§ What the exercise asks
Below are some records. Pull every line that contains the word "inline".

§ Extracted information

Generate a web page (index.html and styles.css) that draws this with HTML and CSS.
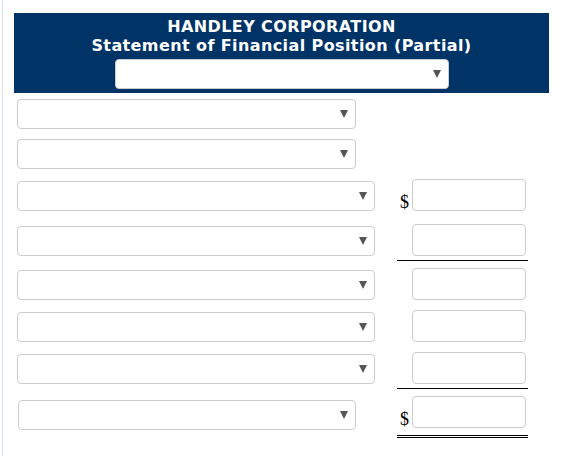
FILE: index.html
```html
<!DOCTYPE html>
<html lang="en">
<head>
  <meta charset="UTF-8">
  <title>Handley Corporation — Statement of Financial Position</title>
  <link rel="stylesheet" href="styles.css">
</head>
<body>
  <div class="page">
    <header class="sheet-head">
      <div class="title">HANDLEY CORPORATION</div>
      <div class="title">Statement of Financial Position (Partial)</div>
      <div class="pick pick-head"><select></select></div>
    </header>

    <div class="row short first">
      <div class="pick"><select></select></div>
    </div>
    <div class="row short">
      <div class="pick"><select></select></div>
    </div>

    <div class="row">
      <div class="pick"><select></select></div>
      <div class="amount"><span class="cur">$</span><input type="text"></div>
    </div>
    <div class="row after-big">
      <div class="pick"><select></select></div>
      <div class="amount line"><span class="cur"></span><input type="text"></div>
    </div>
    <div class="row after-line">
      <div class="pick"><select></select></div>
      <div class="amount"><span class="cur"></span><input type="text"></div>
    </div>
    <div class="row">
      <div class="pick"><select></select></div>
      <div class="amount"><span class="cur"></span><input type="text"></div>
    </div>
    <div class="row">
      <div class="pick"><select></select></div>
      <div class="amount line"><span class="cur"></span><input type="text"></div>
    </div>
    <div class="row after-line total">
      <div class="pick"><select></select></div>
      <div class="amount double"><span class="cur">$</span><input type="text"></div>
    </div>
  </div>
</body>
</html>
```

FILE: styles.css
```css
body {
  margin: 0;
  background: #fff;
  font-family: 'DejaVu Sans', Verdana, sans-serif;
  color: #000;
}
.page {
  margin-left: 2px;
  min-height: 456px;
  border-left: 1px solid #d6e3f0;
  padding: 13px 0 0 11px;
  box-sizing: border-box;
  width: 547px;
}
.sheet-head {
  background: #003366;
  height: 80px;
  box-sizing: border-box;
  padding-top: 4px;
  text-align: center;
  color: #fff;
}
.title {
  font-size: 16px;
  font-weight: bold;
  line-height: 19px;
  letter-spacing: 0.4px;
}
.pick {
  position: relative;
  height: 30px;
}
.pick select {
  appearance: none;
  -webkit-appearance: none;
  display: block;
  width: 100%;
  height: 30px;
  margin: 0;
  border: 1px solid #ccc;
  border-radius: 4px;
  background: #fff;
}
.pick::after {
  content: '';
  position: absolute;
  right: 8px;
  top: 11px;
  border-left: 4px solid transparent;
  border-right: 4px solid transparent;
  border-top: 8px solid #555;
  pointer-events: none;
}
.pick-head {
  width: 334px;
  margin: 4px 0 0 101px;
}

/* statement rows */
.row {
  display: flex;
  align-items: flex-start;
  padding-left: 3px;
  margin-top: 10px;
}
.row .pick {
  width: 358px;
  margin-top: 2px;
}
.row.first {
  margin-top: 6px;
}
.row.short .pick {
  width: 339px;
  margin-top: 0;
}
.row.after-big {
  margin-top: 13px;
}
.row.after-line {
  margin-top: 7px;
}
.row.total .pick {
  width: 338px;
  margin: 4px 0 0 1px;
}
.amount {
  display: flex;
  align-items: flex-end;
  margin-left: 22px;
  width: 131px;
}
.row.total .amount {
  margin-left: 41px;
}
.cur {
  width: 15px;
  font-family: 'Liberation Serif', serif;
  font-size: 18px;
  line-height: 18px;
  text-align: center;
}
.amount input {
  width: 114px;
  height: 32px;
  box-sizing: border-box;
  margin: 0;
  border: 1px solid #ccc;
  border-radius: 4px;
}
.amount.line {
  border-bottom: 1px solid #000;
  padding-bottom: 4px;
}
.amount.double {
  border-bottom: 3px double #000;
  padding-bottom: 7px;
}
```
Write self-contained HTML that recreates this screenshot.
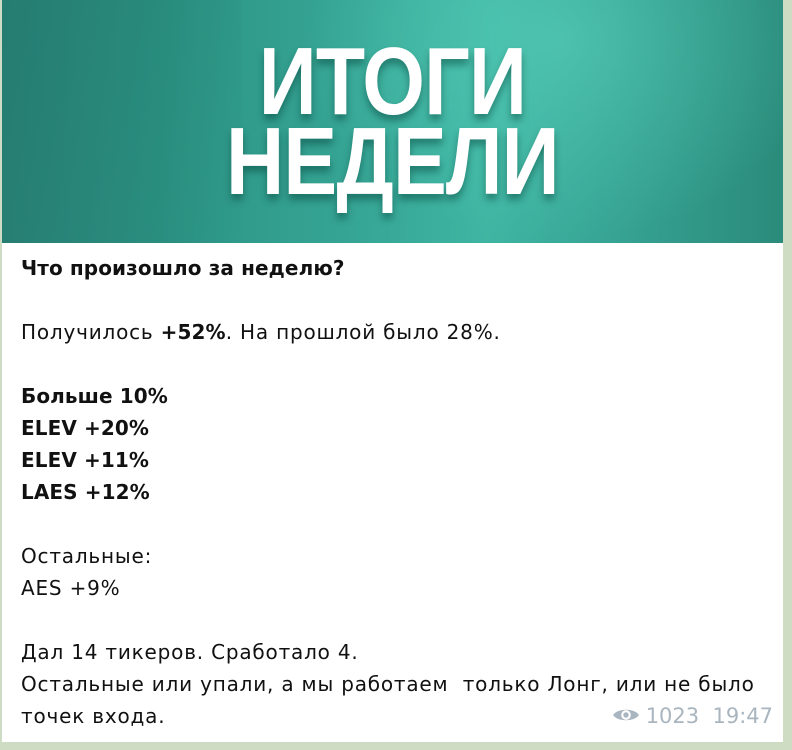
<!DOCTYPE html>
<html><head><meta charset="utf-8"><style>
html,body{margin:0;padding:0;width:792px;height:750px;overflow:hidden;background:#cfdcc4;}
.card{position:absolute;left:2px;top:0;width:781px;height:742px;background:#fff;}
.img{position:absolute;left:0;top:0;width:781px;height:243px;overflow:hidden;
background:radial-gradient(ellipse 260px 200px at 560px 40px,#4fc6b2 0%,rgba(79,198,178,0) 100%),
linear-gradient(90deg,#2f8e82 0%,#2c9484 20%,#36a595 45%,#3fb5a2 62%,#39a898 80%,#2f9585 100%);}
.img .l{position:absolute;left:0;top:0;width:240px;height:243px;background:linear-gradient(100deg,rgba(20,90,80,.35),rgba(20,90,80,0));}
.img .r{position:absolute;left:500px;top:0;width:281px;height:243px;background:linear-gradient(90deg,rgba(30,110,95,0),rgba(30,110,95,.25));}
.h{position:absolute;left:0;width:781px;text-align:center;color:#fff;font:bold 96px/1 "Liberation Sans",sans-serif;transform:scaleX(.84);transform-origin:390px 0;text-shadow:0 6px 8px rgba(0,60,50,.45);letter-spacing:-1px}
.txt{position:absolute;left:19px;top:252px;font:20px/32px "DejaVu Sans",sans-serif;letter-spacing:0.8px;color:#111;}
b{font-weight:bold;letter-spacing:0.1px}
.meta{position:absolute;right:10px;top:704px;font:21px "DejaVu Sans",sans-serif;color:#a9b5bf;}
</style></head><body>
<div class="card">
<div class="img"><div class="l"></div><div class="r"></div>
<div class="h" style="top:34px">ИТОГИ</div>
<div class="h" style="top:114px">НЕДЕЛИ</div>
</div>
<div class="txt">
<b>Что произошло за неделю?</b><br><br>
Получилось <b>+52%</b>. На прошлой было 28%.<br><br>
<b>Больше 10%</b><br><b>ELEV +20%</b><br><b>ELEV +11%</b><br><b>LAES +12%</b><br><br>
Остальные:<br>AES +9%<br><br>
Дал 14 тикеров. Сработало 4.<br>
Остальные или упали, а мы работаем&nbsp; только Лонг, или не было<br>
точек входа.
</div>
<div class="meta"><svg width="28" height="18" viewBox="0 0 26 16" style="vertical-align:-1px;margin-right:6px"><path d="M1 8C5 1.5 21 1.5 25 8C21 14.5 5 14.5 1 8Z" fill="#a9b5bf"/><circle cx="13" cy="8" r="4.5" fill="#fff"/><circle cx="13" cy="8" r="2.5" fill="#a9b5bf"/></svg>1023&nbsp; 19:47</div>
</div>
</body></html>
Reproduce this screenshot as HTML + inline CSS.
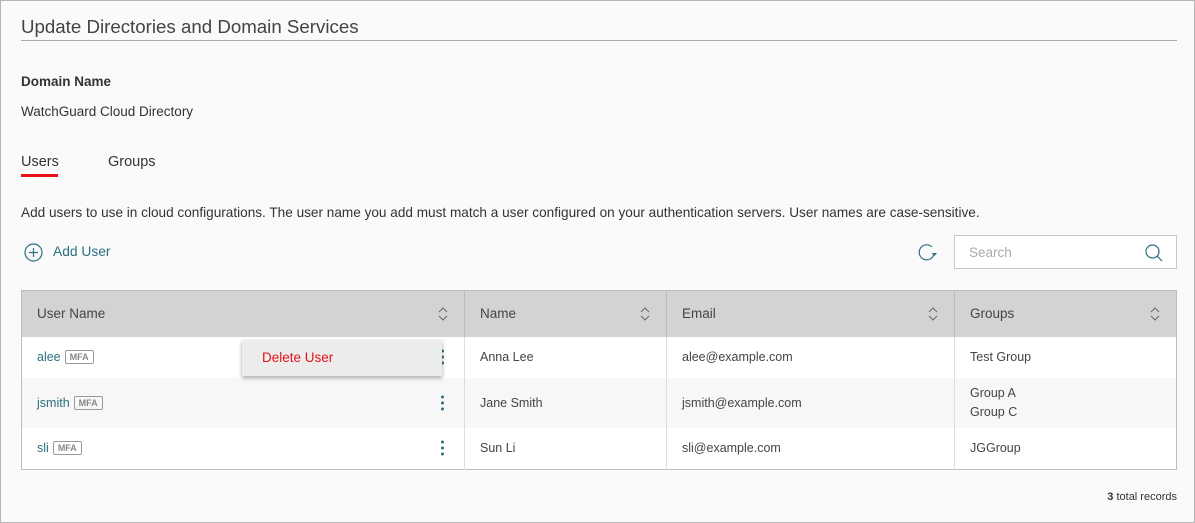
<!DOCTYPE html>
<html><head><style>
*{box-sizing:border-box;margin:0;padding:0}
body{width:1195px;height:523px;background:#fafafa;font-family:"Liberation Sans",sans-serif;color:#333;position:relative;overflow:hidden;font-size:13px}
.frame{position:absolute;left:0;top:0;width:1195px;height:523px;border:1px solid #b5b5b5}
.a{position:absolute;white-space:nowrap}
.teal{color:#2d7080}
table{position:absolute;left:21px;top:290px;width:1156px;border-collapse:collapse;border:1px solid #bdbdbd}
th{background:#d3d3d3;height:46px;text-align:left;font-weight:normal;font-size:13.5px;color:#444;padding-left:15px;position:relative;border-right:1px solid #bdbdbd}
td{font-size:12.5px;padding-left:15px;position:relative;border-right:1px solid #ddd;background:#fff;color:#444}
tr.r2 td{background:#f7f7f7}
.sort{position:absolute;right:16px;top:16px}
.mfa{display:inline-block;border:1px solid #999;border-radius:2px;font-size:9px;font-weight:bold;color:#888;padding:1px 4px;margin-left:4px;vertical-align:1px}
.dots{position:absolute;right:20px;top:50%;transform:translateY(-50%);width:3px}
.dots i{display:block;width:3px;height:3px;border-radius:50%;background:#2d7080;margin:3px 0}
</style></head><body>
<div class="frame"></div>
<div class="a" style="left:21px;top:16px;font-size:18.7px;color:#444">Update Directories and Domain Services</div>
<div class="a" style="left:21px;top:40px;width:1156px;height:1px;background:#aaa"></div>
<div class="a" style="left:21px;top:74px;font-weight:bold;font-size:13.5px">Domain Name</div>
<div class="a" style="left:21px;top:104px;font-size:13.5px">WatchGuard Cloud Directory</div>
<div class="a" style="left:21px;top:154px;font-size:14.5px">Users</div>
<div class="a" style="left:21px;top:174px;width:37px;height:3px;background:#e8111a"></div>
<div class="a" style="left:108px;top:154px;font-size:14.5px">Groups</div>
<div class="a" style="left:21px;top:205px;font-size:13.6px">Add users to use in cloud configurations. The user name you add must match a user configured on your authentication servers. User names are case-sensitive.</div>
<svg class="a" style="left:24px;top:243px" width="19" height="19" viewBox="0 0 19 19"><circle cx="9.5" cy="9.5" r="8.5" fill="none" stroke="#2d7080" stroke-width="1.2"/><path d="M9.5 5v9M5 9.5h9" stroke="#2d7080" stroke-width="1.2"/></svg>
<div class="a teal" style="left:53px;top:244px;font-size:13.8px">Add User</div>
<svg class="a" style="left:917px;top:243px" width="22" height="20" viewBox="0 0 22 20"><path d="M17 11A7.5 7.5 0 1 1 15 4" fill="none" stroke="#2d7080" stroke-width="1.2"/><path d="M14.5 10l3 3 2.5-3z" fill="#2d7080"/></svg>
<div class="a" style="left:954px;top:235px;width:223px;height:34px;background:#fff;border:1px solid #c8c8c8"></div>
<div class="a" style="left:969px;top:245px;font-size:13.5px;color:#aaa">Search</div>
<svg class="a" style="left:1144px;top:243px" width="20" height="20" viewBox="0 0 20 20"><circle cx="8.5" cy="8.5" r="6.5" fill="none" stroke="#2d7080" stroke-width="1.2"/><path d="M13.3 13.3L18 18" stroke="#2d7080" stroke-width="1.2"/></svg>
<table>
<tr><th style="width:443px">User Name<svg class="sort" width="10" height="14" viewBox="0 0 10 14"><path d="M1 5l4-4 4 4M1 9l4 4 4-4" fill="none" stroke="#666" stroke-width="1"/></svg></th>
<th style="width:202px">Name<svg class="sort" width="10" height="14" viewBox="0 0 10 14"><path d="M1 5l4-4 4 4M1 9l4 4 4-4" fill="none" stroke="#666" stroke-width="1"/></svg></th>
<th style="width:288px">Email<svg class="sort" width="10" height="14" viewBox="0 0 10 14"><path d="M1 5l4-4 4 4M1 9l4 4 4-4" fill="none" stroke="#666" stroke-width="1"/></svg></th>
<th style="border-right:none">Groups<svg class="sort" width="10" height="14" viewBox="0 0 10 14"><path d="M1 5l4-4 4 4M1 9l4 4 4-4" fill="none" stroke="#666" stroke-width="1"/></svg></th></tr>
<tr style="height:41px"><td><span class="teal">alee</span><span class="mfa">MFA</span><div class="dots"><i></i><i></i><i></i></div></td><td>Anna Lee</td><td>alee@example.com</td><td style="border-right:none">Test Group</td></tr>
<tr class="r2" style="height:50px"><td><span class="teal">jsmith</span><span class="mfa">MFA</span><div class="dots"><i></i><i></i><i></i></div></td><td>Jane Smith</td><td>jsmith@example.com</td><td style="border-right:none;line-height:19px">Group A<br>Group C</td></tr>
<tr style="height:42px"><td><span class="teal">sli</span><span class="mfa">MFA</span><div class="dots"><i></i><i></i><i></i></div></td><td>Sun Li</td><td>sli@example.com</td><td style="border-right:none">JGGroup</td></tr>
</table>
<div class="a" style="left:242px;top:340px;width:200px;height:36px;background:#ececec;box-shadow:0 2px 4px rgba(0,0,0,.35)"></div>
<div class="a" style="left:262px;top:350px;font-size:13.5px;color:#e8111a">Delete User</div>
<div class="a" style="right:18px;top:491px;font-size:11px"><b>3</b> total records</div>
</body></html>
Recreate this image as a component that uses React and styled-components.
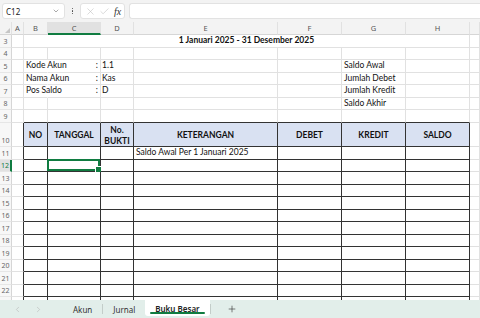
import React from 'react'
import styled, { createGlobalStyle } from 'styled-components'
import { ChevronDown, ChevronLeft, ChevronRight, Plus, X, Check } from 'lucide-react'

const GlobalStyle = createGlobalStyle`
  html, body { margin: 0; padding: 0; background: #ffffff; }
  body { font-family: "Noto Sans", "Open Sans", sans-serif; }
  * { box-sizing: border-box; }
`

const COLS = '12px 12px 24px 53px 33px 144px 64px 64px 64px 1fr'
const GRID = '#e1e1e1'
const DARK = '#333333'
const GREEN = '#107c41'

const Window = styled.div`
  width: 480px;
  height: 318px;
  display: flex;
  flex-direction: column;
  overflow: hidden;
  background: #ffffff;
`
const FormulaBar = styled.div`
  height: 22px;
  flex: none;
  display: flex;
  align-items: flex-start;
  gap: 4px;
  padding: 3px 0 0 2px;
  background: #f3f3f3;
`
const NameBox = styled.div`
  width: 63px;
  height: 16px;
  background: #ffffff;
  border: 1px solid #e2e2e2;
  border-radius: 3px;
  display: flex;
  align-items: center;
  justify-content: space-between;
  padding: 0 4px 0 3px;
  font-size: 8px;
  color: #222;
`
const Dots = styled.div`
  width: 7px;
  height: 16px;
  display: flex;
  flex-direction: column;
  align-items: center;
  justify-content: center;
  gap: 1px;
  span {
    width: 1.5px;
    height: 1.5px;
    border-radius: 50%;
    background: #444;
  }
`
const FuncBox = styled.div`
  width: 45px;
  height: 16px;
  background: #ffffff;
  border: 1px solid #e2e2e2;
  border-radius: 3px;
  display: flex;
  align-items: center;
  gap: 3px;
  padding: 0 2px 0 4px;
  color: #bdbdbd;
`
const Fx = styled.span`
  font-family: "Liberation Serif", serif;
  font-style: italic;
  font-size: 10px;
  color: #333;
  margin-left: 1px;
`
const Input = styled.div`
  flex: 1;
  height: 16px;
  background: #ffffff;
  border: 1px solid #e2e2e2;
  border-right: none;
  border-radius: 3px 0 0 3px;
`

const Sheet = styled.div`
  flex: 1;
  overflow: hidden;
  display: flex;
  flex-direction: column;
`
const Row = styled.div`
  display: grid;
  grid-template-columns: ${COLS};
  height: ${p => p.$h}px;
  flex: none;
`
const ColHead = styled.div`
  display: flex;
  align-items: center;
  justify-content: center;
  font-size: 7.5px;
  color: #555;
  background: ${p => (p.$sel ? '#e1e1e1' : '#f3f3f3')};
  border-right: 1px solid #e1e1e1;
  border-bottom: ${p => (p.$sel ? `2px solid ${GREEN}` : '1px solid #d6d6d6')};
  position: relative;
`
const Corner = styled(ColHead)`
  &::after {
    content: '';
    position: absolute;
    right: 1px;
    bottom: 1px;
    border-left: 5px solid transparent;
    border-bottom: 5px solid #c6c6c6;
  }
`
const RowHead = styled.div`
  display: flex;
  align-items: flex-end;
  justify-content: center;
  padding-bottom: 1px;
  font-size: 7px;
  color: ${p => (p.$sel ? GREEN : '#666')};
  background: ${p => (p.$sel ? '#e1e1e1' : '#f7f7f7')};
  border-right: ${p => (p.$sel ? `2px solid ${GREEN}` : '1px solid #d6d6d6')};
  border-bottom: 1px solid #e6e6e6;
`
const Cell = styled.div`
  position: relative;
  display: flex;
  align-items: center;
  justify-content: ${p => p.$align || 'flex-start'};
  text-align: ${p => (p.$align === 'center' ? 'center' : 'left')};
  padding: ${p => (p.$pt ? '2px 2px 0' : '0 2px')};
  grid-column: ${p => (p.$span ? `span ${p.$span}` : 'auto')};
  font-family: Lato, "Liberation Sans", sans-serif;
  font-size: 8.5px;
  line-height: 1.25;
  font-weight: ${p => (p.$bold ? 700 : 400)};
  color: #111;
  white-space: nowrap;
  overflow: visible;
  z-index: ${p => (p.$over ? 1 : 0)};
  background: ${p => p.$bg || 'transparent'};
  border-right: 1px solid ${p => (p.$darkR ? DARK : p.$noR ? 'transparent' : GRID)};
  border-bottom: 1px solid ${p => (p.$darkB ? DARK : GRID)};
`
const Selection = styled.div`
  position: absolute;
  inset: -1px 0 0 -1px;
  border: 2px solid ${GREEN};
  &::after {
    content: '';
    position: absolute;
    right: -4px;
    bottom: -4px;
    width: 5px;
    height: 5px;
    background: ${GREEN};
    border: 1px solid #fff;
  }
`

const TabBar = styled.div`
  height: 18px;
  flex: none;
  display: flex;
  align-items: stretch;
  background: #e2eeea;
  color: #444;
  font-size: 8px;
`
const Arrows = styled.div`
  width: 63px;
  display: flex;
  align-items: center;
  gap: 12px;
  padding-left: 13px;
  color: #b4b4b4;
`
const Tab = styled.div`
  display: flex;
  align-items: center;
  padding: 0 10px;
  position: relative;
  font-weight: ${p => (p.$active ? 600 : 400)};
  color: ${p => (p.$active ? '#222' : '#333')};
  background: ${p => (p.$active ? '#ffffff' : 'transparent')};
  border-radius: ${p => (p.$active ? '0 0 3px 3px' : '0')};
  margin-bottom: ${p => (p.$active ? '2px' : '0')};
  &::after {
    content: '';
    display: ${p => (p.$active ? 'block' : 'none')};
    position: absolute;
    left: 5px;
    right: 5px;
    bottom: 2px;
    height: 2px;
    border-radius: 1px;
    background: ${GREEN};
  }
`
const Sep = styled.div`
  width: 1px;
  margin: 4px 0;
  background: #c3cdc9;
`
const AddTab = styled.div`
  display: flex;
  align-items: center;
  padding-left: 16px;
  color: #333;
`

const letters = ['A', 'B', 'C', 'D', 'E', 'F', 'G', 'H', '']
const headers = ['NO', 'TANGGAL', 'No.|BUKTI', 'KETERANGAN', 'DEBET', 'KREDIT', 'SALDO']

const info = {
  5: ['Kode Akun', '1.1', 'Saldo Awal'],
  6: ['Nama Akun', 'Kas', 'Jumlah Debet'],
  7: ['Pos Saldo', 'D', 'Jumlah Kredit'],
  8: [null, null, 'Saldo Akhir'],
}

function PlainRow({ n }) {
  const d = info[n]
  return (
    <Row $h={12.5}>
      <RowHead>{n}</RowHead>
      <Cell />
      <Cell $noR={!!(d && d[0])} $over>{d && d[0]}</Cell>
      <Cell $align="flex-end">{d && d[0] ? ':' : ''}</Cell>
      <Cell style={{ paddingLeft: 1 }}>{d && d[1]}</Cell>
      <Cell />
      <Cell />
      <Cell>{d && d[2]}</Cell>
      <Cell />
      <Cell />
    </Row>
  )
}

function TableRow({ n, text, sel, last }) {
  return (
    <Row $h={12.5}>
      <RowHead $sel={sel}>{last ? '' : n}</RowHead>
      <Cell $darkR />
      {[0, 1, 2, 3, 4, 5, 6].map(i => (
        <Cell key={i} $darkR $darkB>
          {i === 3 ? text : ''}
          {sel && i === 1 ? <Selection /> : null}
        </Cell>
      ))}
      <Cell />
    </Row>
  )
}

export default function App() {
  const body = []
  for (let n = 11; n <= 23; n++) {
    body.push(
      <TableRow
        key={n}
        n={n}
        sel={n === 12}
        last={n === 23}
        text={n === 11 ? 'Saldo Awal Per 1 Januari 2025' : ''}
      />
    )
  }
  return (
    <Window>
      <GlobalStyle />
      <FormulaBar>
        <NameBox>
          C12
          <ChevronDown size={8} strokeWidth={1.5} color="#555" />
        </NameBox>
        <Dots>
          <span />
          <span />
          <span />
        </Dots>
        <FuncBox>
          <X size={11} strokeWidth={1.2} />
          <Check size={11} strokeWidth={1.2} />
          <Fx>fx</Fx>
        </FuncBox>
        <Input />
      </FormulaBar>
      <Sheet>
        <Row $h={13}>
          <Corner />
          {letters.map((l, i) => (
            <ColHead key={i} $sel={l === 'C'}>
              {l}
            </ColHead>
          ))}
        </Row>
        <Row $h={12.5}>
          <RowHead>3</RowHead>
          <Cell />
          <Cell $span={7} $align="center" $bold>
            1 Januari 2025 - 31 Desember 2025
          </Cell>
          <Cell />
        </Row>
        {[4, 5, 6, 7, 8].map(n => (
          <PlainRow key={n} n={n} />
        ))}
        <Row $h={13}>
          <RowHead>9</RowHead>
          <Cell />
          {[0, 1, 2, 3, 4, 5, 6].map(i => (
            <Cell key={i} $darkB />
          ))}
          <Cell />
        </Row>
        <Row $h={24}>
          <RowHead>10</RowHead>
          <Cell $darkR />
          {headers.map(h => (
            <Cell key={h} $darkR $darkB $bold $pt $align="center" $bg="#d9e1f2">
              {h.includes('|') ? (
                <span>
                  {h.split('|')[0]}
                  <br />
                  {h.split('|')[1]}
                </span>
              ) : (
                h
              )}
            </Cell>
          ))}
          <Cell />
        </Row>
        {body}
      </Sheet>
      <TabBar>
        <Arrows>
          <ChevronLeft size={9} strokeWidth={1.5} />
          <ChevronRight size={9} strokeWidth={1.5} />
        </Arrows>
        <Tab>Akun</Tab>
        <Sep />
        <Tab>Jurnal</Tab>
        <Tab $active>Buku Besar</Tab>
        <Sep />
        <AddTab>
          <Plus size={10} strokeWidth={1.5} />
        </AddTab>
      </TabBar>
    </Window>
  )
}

§ Task solution
Reproduce this screenshot as HTML + inline CSS.
.mfa{display:inline-block;border:1px solid #999;border-radius:2px;font-size:9px;font-weight:bold;color:#888;padding:1px 4px;margin-left:4px;vertical-align:1px}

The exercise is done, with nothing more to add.